- [Required task] Locate all lines with the word "screenshot". Copy them.

- [Available data]
--------------------------------------------------

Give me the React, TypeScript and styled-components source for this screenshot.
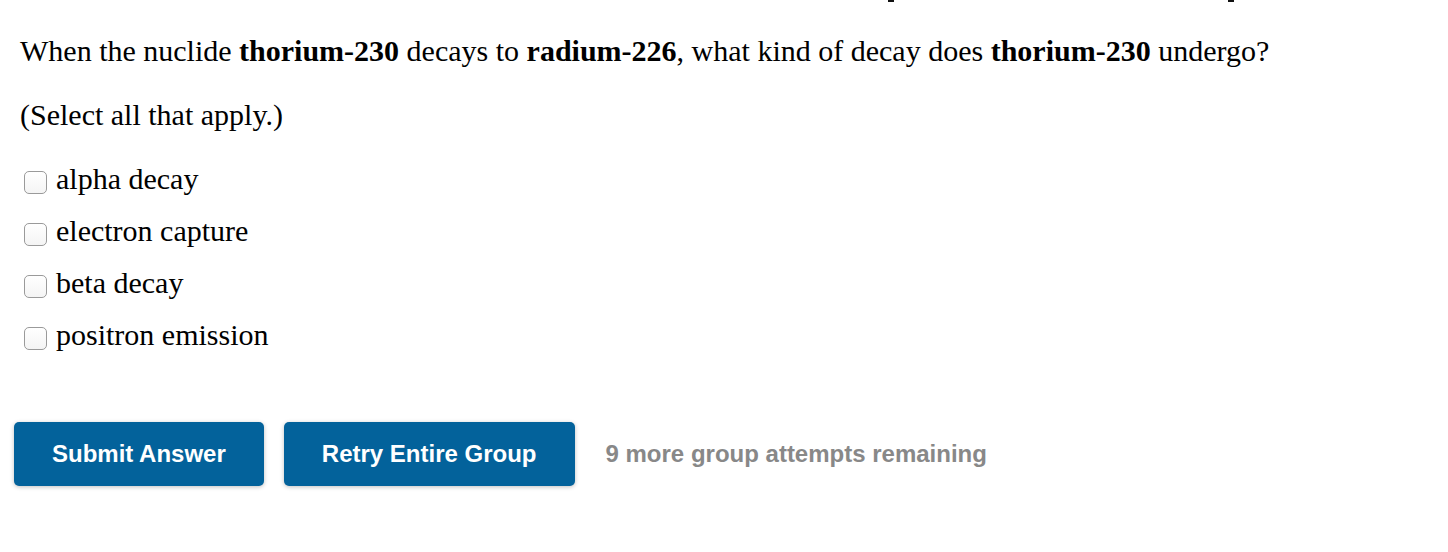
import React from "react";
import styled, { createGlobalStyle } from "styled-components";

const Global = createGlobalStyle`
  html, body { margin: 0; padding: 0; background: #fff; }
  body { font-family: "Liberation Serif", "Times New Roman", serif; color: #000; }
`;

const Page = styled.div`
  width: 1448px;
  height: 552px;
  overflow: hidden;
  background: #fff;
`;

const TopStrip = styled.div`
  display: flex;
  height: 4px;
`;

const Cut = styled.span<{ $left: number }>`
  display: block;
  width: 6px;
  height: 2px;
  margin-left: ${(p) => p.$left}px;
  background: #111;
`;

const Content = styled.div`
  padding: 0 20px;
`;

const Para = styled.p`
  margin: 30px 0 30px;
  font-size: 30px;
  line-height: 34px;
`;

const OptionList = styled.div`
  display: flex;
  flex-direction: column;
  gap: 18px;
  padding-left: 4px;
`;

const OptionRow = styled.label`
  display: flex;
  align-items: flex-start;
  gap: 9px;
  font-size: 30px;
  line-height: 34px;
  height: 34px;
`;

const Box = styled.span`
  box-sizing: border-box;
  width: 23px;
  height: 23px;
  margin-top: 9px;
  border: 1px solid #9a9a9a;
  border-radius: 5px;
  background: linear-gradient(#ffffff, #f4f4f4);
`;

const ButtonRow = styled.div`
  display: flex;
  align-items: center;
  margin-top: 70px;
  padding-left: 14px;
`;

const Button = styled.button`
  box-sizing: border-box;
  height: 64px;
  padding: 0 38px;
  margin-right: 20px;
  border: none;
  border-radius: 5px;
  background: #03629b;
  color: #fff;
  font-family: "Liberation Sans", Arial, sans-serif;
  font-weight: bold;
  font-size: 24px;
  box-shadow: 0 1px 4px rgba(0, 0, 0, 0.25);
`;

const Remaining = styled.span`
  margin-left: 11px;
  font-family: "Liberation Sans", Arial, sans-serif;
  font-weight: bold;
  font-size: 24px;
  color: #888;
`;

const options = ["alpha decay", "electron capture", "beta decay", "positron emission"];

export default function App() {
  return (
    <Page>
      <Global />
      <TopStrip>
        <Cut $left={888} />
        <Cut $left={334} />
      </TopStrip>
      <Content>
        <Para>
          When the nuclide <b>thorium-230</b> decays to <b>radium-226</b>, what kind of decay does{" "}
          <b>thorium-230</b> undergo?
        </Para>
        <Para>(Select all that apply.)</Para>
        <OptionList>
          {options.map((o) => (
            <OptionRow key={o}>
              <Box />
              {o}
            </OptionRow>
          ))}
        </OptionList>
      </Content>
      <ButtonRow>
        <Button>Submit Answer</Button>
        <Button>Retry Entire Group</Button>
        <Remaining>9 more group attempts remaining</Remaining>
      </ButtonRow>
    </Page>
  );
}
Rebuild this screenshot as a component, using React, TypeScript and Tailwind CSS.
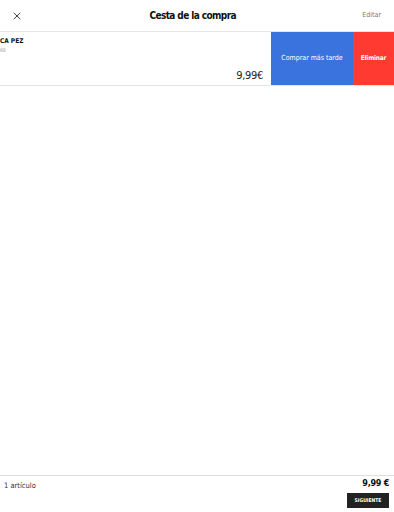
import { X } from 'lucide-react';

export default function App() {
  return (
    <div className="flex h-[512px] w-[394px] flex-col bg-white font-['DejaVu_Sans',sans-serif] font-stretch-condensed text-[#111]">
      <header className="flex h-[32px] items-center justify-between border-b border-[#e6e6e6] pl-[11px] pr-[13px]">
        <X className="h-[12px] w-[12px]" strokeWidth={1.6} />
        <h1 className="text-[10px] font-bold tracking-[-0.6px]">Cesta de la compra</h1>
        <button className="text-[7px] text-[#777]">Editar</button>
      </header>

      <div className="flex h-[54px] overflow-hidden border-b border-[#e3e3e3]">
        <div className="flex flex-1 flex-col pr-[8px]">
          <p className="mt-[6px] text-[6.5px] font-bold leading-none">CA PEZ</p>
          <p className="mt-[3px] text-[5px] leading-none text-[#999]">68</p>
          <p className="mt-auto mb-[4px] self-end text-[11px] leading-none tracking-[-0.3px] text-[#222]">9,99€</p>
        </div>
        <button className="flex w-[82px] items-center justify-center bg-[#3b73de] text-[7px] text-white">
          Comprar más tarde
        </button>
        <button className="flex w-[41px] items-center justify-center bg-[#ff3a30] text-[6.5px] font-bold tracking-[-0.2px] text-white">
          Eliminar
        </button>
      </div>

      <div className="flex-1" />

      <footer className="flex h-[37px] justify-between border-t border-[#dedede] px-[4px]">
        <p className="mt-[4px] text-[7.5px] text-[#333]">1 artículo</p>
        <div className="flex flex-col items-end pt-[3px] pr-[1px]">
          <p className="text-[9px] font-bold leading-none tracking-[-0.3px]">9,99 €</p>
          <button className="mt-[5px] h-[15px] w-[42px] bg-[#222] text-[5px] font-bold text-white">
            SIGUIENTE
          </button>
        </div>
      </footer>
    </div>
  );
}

--------------------------------------------------

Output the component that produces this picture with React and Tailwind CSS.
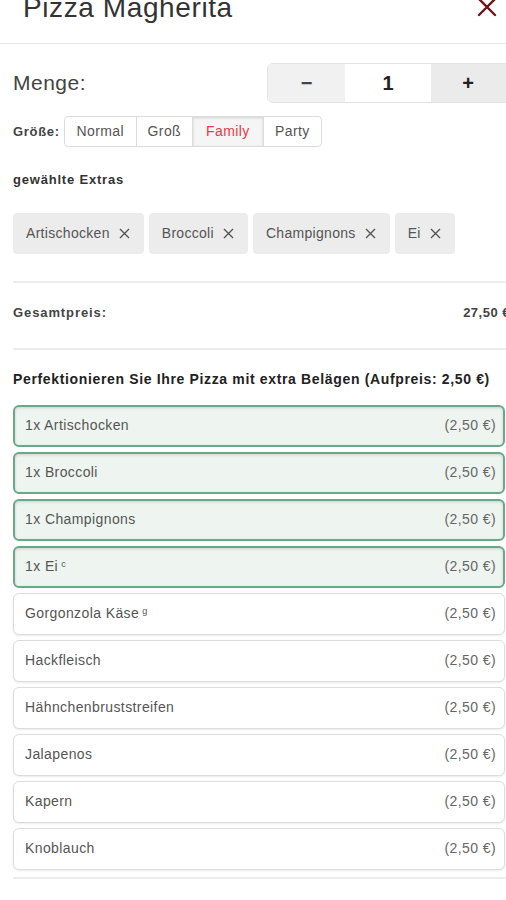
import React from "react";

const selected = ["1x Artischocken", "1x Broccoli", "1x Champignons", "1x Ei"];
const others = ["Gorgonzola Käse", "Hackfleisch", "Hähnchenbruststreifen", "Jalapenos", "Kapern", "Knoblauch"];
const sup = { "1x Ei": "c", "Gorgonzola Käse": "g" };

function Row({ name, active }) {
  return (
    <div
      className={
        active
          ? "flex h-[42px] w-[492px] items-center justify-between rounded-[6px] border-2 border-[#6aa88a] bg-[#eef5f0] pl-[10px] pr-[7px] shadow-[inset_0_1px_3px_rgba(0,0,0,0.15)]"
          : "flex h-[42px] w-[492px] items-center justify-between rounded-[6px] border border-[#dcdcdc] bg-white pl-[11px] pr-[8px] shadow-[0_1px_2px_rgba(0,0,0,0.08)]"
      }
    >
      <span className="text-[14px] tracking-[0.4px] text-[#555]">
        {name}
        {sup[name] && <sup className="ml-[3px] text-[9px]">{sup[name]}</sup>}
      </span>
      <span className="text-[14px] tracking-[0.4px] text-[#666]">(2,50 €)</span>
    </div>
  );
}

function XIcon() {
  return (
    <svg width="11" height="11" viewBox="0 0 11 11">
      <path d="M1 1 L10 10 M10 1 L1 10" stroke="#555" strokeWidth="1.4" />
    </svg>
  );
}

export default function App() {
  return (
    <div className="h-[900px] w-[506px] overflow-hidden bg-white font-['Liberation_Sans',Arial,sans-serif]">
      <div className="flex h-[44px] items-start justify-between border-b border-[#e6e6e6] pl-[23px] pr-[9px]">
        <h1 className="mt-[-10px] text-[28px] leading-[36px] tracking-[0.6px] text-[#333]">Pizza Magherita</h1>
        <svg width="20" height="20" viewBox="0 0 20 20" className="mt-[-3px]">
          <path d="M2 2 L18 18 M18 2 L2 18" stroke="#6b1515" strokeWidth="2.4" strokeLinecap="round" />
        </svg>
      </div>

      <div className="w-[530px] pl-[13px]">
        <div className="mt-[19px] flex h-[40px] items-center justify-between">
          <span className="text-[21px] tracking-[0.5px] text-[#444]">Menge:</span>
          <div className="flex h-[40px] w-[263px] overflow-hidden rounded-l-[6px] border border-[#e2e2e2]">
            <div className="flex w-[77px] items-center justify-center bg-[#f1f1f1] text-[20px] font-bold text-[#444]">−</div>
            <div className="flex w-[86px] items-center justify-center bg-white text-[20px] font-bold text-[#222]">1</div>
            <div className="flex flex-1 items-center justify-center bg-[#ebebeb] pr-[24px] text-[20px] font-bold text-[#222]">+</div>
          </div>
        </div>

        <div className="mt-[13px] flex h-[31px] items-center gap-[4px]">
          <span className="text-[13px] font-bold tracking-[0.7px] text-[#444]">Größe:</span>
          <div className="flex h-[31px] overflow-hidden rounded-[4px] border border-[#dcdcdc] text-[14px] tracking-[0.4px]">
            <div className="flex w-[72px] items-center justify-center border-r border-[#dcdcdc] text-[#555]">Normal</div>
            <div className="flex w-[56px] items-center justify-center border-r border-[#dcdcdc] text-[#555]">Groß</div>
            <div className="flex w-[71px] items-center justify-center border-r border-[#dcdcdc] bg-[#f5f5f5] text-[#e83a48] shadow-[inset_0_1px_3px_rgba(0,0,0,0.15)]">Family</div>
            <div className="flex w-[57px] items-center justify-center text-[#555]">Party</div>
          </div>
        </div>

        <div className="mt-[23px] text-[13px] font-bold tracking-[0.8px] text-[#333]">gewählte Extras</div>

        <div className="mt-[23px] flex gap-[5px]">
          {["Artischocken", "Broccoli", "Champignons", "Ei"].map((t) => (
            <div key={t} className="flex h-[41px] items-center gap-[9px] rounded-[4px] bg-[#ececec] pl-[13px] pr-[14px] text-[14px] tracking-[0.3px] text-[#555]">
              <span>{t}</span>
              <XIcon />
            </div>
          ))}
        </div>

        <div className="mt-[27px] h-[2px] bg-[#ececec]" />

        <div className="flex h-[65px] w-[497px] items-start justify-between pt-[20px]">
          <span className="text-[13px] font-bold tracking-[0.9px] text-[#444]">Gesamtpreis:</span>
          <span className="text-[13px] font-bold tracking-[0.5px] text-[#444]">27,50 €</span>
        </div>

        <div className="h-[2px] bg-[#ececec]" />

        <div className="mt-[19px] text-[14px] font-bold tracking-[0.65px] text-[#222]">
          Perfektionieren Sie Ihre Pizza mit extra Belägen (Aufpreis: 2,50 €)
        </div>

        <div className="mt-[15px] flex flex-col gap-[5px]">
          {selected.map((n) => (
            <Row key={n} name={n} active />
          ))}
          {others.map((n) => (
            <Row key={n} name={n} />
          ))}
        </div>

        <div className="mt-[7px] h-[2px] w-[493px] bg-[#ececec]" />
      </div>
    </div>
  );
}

--------------------------------------------------

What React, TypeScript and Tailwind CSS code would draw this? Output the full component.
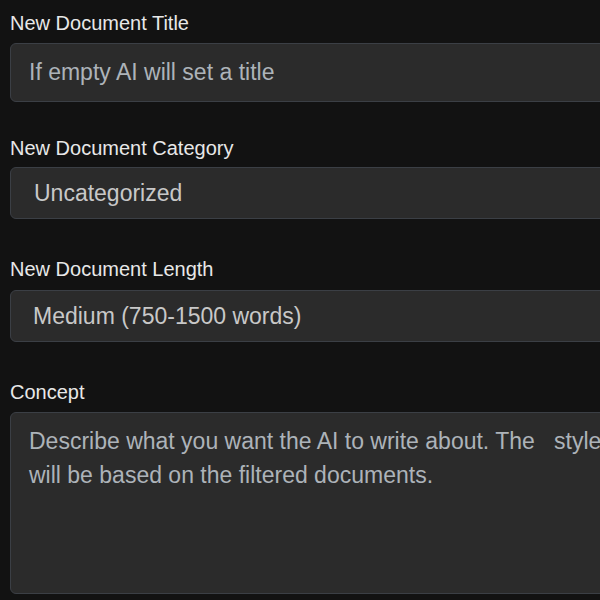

--------------------------------------------------

- [Correct result]
Give me the React, TypeScript and styled-components source for this screenshot.
Rebuild this screenshot as a component, using React, TypeScript and Tailwind CSS.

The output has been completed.